Deep Dive: How the Court Reached Its Decision
Court's Evaluation of Timeliness
The court first addressed the timeliness of the bills of exception filed by the appellant. According to Article 845 of Vernon's C. C. P., in the absence of an order extending the time for filing, parties have 30 days after the adjournment of court to submit their bills. The trial court had adjourned on January 5, 1924, and granted an initial 30-day period for filing bills of exception. Subsequently, on February 3, the court extended this period by an additional 60 days. The State argued that the initial 30-day period had lapsed before the extension was granted, rendering the extension invalid. However, the court found that since the trial term did not exceed eight weeks, the extension was proper and the bills were filed within the permissible timeframe, thus allowing the court to consider them.
Admissibility of Incriminating Statements
The court then examined the admissibility of statements made by the appellant during the commission of the alleged embezzlement. The appellant contested the admission of these statements, asserting they were prejudicial. The court concluded that statements of an incriminating nature made by the appellant were relevant and material to the case. The prosecution's theory was that the appellant, posing as an officer, misled Smith into relinquishing his money under the false pretense of paying a fine. The court determined that such statements were indicative of the appellant's intent and were admissible as they contributed to establishing the context and circumstances surrounding the alleged embezzlement. Thus, the court found no error in allowing this evidence.
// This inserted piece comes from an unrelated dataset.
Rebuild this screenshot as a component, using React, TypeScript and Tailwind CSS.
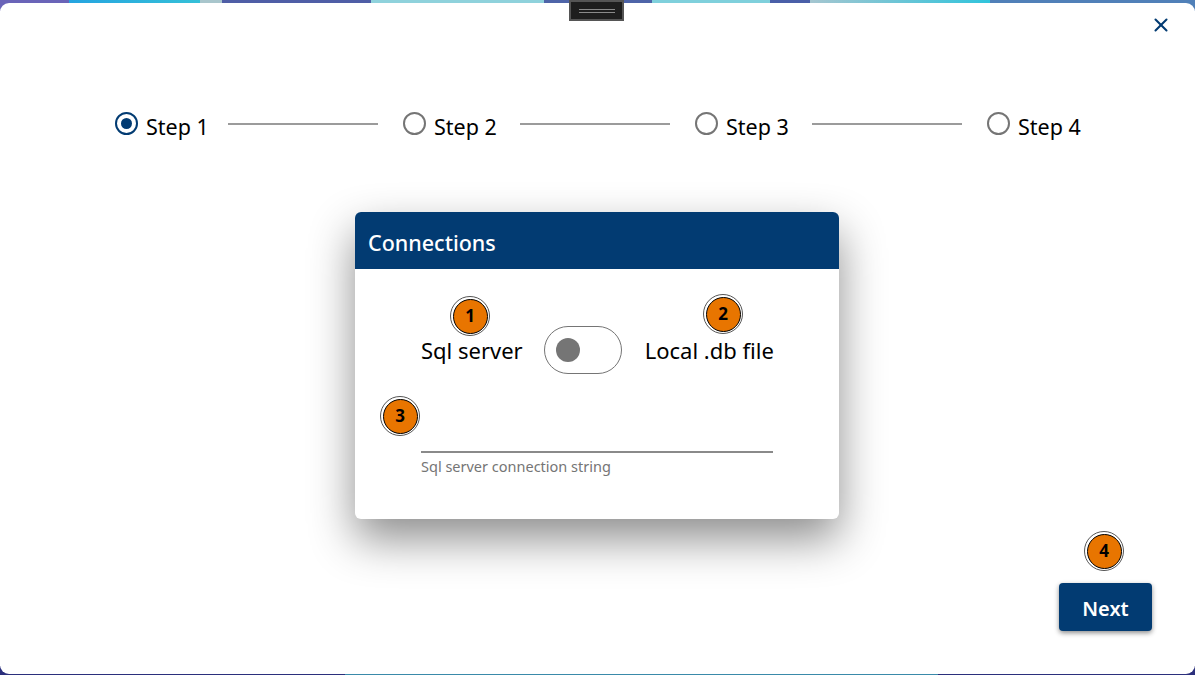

Definition of Agency in Jury Instructions
The court also evaluated the definition of agency provided in the jury instructions, which defined an agent as one who manages affairs for another by authority. The appellant argued that this definition was incorrect and misleading. However, the court referenced Corpus Juris for support, affirming that the definition accurately captured the legal understanding of agency. The appellant had acted as an agent for Smith when he received the money under the pretense of delivering it to the authorities. The court upheld the trial judge's instruction, confirming that it appropriately conveyed the legal principles surrounding the agency relationship relevant to the case.
Distinction Between Embezzlement and Theft by False Pretext
A critical aspect of the court's reasoning involved distinguishing between embezzlement and theft by false pretext. The appellant contended that his actions could only be characterized as theft by false pretext because he had no intention of returning the money. The court acknowledged that both crimes could arise from similar facts, yet emphasized that embezzlement specifically involves the fraudulent appropriation of property entrusted to an individual. The evidence indicated that the appellant had led Smith to believe he would act on his behalf regarding the payment of fines, thus creating an agency relationship. The court concluded that the appellant's actions constituted embezzlement, as he had fraudulently appropriated the money he was entrusted with, despite the potential for theft charges based on the same facts.
Final Ruling and Affirmation of Conviction
Ultimately, the court affirmed the conviction, highlighting that the evidence supported the conclusion that the appellant had acted with fraudulent intent from the outset. The court rejected the notion that the case could be classified solely as theft by false pretext, reinforcing that embezzlement could coexist with the elements of theft depending on the circumstances. The court reiterated that the relationship between the appellant and Smith was one of agency, and the appellant's subsequent actions to retain the money constituted embezzlement. By affirming the lower court's decision, the court underscored the importance of recognizing the distinct nature of embezzlement as a breach of trust, even when initial acquisition might resemble theft. The ruling confirmed the soundness of the trial proceedings and the appropriateness of the charges against the appellant.